What writer / director Jeremy Saulnier has described as the finale to his “inept protaganist trilogy”, following on from the visceral Blue Ruin and Murder Party, Green Room shows he’s a man in master of his craft.

A tight primal horror-thriller where grisly and sudden twists all come at a real cost, this is gripping viewing. Saulnier gave me one of the best seared-in-my-brain scares I’ve hand for a long time, and of all things one of the most inspiring movie speeches about paintball you’ll ever hear.

The sound design is especially effective, with bloody SFX amping up the fear as you hide behind your hands, and it has the most pratical use of feedback I’ve seen on film. There’s a brilliant ambient electronic score from Blue Ruin composers the Brooke Brothers, accompanied by a rip-snorting punk-rock soundtrack. You’ll have a laugh as the band rip into a cracking cover of The Dead Kennedys’ Nazi Punks, F**k Off.

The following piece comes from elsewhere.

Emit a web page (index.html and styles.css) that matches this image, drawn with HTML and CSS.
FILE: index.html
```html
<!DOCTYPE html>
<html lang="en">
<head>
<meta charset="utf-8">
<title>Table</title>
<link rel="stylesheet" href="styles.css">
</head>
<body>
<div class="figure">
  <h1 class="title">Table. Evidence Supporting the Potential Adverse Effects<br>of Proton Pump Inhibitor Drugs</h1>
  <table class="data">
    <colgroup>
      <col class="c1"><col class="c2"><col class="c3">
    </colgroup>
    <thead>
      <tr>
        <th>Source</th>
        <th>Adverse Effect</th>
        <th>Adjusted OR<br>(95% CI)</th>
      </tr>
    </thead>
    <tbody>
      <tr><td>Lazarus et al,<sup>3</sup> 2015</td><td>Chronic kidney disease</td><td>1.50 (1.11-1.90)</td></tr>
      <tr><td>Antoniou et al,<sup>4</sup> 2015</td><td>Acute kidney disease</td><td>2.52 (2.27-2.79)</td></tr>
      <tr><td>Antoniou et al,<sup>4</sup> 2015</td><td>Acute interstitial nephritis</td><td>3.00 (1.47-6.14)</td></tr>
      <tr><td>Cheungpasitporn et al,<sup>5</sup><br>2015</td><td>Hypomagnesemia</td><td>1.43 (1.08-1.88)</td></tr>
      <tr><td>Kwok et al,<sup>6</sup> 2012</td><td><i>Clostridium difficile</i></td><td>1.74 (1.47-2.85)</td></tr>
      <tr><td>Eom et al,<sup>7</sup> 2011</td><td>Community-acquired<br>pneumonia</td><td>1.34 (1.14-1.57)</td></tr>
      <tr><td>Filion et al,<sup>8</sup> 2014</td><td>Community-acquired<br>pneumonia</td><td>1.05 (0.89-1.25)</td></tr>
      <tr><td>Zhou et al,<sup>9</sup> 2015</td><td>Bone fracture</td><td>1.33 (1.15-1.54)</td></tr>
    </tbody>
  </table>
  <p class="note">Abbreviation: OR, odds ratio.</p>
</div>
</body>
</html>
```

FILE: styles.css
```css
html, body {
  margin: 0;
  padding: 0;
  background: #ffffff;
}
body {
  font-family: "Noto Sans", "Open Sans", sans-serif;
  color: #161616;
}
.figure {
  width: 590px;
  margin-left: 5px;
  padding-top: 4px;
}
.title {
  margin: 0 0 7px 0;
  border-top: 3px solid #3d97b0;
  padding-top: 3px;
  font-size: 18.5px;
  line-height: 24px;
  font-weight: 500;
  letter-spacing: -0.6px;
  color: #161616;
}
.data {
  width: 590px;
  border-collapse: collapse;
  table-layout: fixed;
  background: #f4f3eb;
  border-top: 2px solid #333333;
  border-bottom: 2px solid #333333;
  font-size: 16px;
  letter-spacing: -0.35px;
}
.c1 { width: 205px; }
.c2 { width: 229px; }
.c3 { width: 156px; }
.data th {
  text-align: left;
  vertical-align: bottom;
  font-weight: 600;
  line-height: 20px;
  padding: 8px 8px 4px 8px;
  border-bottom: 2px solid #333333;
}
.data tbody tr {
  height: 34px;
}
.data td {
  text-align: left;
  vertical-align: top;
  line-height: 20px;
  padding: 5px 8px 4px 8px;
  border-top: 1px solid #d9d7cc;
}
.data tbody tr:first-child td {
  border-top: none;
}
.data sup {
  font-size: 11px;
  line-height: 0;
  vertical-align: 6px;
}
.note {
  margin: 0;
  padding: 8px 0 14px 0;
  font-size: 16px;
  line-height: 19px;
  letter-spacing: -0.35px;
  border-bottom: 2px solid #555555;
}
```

And Anton Yelchin in one of his final performances? Sad. Sad that such a restless, fierce yougn talent has gone. He’s the heart of this brutal movie and we live and breathe his fear. Green Room also showcases Patrick Stewart’s range as a very different skinheaded leader of young men and Saulnier co-hort Macon Blair makes a welcome return from Blue Ruin.

The Verdict
Excrutiatingly tense, pitch-black funny and scary as hell, this is a hardcore horror-thriller that is all the more enjoyable shared on the big screen on a packed Friday night.

The Trailer

The Info
Releases: Out Now
Rating: R18 – Contains Graphic violence, drug use and offensive language
Duration: 95 minutes 
Genre:  Horror/Thriller
Starring: Patrick Stewart, Anton Yelchin, Imogen Poots, Alia Shawkat, Joe Cole, Callum Turner, Mark Webber, Eric Edelstein
Director: Jeremy Saulnier ('Blue Ruin')

The Extras
Patrick Stewart said in an interview that when he finished reading the script at his country home in England, it was so terrifying that he locked up his house, turned on the security system and poured himself a Scotch. He then knew that he wanted to play the Darcy Banker role because a character that horrifying would be an incredible challenge and make for a compelling film.

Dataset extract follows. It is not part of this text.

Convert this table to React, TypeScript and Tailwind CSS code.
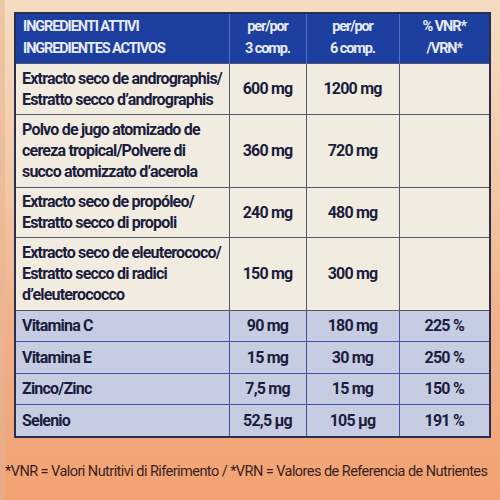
import React from "react";

const rows = [
  { name: ["Extracto seco de andrographis/", "Estratto secco d’andrographis"], a: "600 mg", b: "1200 mg", c: "", h: "h-[51px]", vit: false },
  { name: ["Polvo de jugo atomizado de", "cereza tropical/Polvere di", "succo atomizzato d’acerola"], a: "360 mg", b: "720 mg", c: "", h: "h-[73px]", vit: false },
  { name: ["Extracto seco de propóleo/", "Estratto secco di propoli"], a: "240 mg", b: "480 mg", c: "", h: "h-[50px]", vit: false },
  { name: ["Extracto seco de eleuterococo/", "Estratto secco di radici", "d’eleuterococco"], a: "150 mg", b: "300 mg", c: "", h: "h-[73px]", vit: false },
  { name: ["Vitamina C"], a: "90 mg", b: "180 mg", c: "225 %", h: "h-[31px]", vit: true },
  { name: ["Vitamina E"], a: "15 mg", b: "30 mg", c: "250 %", h: "h-[32px]", vit: true },
  { name: ["Zinco/Zinc"], a: "7,5 mg", b: "15 mg", c: "150 %", h: "h-[31px]", vit: true },
  { name: ["Selenio"], a: "52,5 µg", b: "105 µg", c: "191 %", h: "h-[33px]", vit: true },
];

export default function App() {
  return (
    <div
      className="w-[500px] h-[500px] overflow-hidden bg-[linear-gradient(180deg,#f5ddc2_0%,#f2c9a8_35%,#f0b08a_65%,#f2a272_100%)] relative"
      style={{ fontFamily: "Roboto, 'Liberation Sans', sans-serif" }}
    >
      <div className="absolute left-0 top-0 h-full w-[5px] bg-[linear-gradient(180deg,#efc7a6_0%,#e8a985_100%)]" />
      <div className="pt-[12px] pl-[14px]">
        <table className="border-collapse border-2 border-[#2b2d4e] table-fixed w-[475px] text-[#1b1d3e]">
          <colgroup>
            <col className="w-[214px]" />
            <col className="w-[77px]" />
            <col className="w-[93px]" />
            <col className="w-[91px]" />
          </colgroup>
          <thead>
            <tr className="h-[50px] bg-[#1d3f9f] text-[#e6ebf7] text-[14.5px] font-bold leading-[22px] tracking-[-1.1px]">
              <th className="text-left align-middle pl-[7px] border-r border-[#5670bd] font-bold">
                <div>INGREDIENTI ATTIVI</div>
                <div>INGREDIENTES ACTIVOS</div>
              </th>
              <th className="text-center border-r border-[#5670bd] font-bold">
                <div>per/por</div>
                <div>3 comp.</div>
              </th>
              <th className="text-center border-r border-[#5670bd] font-bold">
                <div>per/por</div>
                <div>6 comp.</div>
              </th>
              <th className="text-center font-bold">
                <div>% VNR*</div>
                <div>/VRN*</div>
              </th>
            </tr>
          </thead>
          <tbody className="text-[16px] font-bold leading-[21px] tracking-[-0.8px]">
            {rows.map((r, i) => {
              const line = r.vit ? "border-[#3d55a3]" : "border-[#55576c]";
              const bg = r.vit ? "bg-[#c6cce2]" : "bg-[#f1ecdf]";
              return (
                <tr key={i} className={`${r.h} ${bg}`}>
                  <td className={`pl-[6px] align-middle border ${line}`}>
                    {r.name.map((n, j) => (
                      <div key={j} className="whitespace-nowrap">{n}</div>
                    ))}
                  </td>
                  <td className={`text-center align-middle border ${line}`}>{r.a}</td>
                  <td className={`text-center align-middle border ${line}`}>{r.b}</td>
                  <td className={`text-center align-middle border ${line}`}>{r.c}</td>
                </tr>
              );
            })}
          </tbody>
        </table>
      </div>
      <div className="mt-[25px] pl-[5px] text-[14.5px] leading-[18px] text-[#3a1e1c] tracking-[-0.55px] whitespace-nowrap">
        *VNR = Valori Nutritivi di Riferimento / *VRN = Valores de Referencia de Nutrientes
      </div>
    </div>
  );
}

During a 2015 Q&A at Fantastic Fest in Austin, TX; Jeremy Saulnier confirmed that while his last two films had colors in the titles- Blue Ruin (2013) and Green Room (2016), he wasn't really working with color as a theme. Rather, Saulnier joked, Green Room was part of his "inept protagonist trilogy" wherein the protagonists are in over their heads and trying to survive using skills they don't really have. This theme is present in both Blue Ruin and Murder Party (2007).


The stance of the machete wielder in the poster references The Clash's "London Calling" album cover with bassist Paul Simonon smashing a guitar.